For years, my own attempts were… fine. They were soupy, or the flavor was flat. The breakthrough came when I stopped treating the roux as a simple step and started treating it as the soul of the dish. I learned to cook it low and slow, far past “peanut butter” blonde, to the color of dark chocolate. Why? Because this deep toast is where the nutty, profound, foundational flavor of true Cajun gumbo is born. It’s not just a thickener; it’s the entire story in a single pot.

This isn’t just a recipe I’m sharing today. This is a journey into the heart of America’s most iconic dish. I’ll guide you through its tangled, multinational history and give you the techniques I’ve perfected over two decades. You will not only learn the origins of this famous Cajun food, but you will also master the one definitive Chicken and Andouille Gumbo recipe that honors its legacy.
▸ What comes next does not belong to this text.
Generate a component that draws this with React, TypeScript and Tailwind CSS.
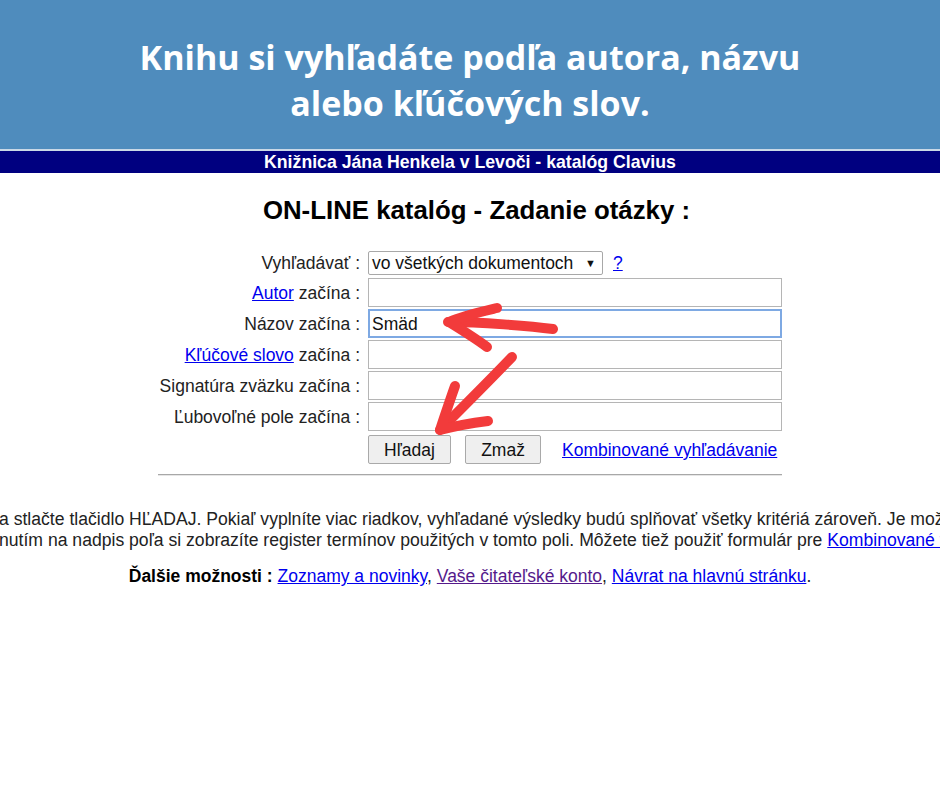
import React from "react";

const arial = { fontFamily: '"Liberation Sans", Arial, sans-serif' };

function Arrows() {
  return (
    <svg className="absolute left-0 top-0 pointer-events-none" width="940" height="788" viewBox="0 0 940 788">
      <g stroke="#f23b3b" strokeWidth="10" strokeLinecap="round" strokeLinejoin="round" fill="none">
        <path d="M553 329 C 530 326, 480 322, 448 322" />
        <path d="M497 308 C 480 312, 462 316, 449 322 C 462 330, 475 338, 487 347" />
        <path d="M512 357 C 490 380, 465 405, 440 430" />
        <path d="M455 386 C 450 400, 445 415, 440 430 C 455 426, 472 423, 488 421" />
      </g>
    </svg>
  );
}

function Input({ value, focused }: { value?: string; focused?: boolean }) {
  return (
    <div
      className={
        "h-[29px] w-[414px] bg-white flex items-center px-[2px] text-[17.5px] text-[#111] " +
        (focused ? "border-2 border-[#7ea9e3]" : "border border-[#b5b5b5]")
      }
    >
      {value}
    </div>
  );
}

export default function App() {
  return (
    <div className="relative w-[940px] h-[788px] bg-white overflow-hidden" style={arial}>
      <div className="h-[149px] bg-[#4f8cbd] flex flex-col items-center justify-center pt-[10px]">
        <div
          className="text-white font-bold text-[34px] leading-[46px] text-center"
          style={{ fontFamily: '"Open Sans", sans-serif' }}
        >
          <div>Knihu si vyhľadáte podľa autora, názvu</div>
          <div>alebo kľúčových slov.</div>
        </div>
      </div>
      <div className="h-[2px] bg-[#c9d8e6]" />
      <div className="h-[22px] bg-[#000080] flex items-center justify-center text-white font-bold text-[17.7px]">
        Knižnica Jána Henkela v Levoči - katalóg Clavius
      </div>

      <div className="text-center font-bold text-[25.8px] text-black mt-[22px] leading-[30px] pl-[13px]">
        ON-LINE katalóg - Zadanie otázky :
      </div>

      <div className="ml-[158px] w-[624px] mt-[25px] text-[17.5px] text-[#222]">
        <div className="grid grid-cols-[210px_414px] gap-y-[2px] items-center">
          <div className="text-right pr-[8px]">Vyhľadávať :</div>
          <div className="flex items-center h-[24px]">
            <div className="h-[24px] w-[235px] border border-[#a8a8a8] rounded-[2px] flex items-center justify-between pl-[3px] pr-[6px] text-[#111]">
              <span>vo všetkých dokumentoch</span>
              <span className="text-[11px]">▼</span>
            </div>
            <a className="ml-[10px] text-[#0000ee] underline">?</a>
          </div>

          <div className="text-right pr-[8px]">
            <a className="text-[#0000ee] underline">Autor</a> začína :
          </div>
          <Input />
          <div className="text-right pr-[8px]">Názov začína :</div>
          <Input value="Smäd" focused />
          <div className="text-right pr-[8px]">
            <a className="text-[#0000ee] underline">Kľúčové slovo</a> začína :
          </div>
          <Input />
          <div className="text-right pr-[8px]">Signatúra zväzku začína :</div>
          <Input />
          <div className="text-right pr-[8px]">Ľubovoľné pole začína :</div>
          <Input />
          <div />
          <div className="flex items-center h-[31px] pt-[2px]">
            <button className="h-[29px] w-[83px] bg-[#efefef] border border-[#a9a9a9] rounded-[2px] text-[17.5px] text-[#111]">
              Hľadaj
            </button>
            <button className="ml-[14px] h-[29px] w-[76px] bg-[#efefef] border border-[#a9a9a9] rounded-[2px] text-[17.5px] text-[#111]">
              Zmaž
            </button>
            <a className="ml-[21px] text-[#0000ee] underline">Kombinované vyhľadávanie</a>
          </div>
        </div>
        <div className="mt-[10px] h-[2px] border-t border-[#a8a8a8] border-b border-b-[#e6e6e6]" />
      </div>

      <div className="mt-[33px] text-[17.6px] leading-[21px] text-[#222] whitespace-nowrap overflow-hidden">
        <div className="-ml-[1px]">
          a stlačte tlačidlo HĽADAJ. Pokiaľ vyplníte viac riadkov, vyhľadané výsledky budú splňovať všetky kritériá zároveň. Je možné
        </div>
        <div className="-ml-[1px]">
          nutím na nadpis poľa si zobrazíte register termínov použitých v tomto poli. Môžete tiež použiť formulár pre{" "}
          <a className="text-[#0000ee] underline">Kombinované vyhľadávanie</a>
        </div>
      </div>

      <div className="mt-[12px] text-center text-[17.5px] text-[#222]">
        <b className="text-black">Ďalšie možnosti :</b>{" "}
        <a className="text-[#0000ee] underline">Zoznamy a novinky</a>,{" "}
        <a className="text-[#551a8b] underline">Vaše čitateľské konto</a>,{" "}
        <a className="text-[#0000ee] underline">Návrat na hlavnú stránku</a>.
      </div>

      <Arrows />
    </div>
  );
}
You will create a gumbo so authentic, the first spoonful will transport you to that Louisiana backroad.

The Tangled Roots of Gumbo: A Culinary Detective Story

Gumbo is the ultimate American melting pot, a dish that simply could not have been born anywhere else. To understand this recipe, you have to understand its history. It’s a fascinating story of three distinct cultures colliding in the bayous of Louisiana, each providing a crucial piece of the puzzle. Trying to credit one single origin is impossible; its genius lies in the fusion.

The West African Connection: The Okra Inheritance

The very word “gumbo” is our biggest clue. It is widely believed to derive from “ki ngombo,” the word for okra in several West African Bantu languages. Enslaved West Africans brought okra seeds with them to the Americas, and with them, the tradition of using it to thicken soups and stews. Okra-based gumbos are some of the oldest versions, lending a unique viscosity and flavor that is deeply tied to the dish’s African roots.

The French Influence: The Roux Foundation

Next, we have the French. French colonists, particularly the Acadians (who would become “Cajuns”), brought their culinary techniques, the most important of which is the roux. In classic French cooking, a roux is a simple mixture of fat and flour used to thicken sauces. But in Louisiana, it was transformed. Cooks discovered that by toasting the roux for a long time over low heat, it developed an incredibly deep, nutty, and complex flavor, sacrificing some thickening power for immense taste. This dark roux is the foundation of most modern Cajun gumbos.

The Choctaw Contribution: The Filé Finish

The final key ingredient comes from the land’s original inhabitants, the Native American Choctaw people. They taught the settlers how to use dried and ground sassafras leaves, known as filé powder, as a thickener and flavoring agent. Filé adds an earthy, almost root-beer-like flavor. A crucial rule of thumb emerged: you use okra OR filé to thicken, but not both. Filé is typically added off-heat or even at the table, as boiling it can make it stringy.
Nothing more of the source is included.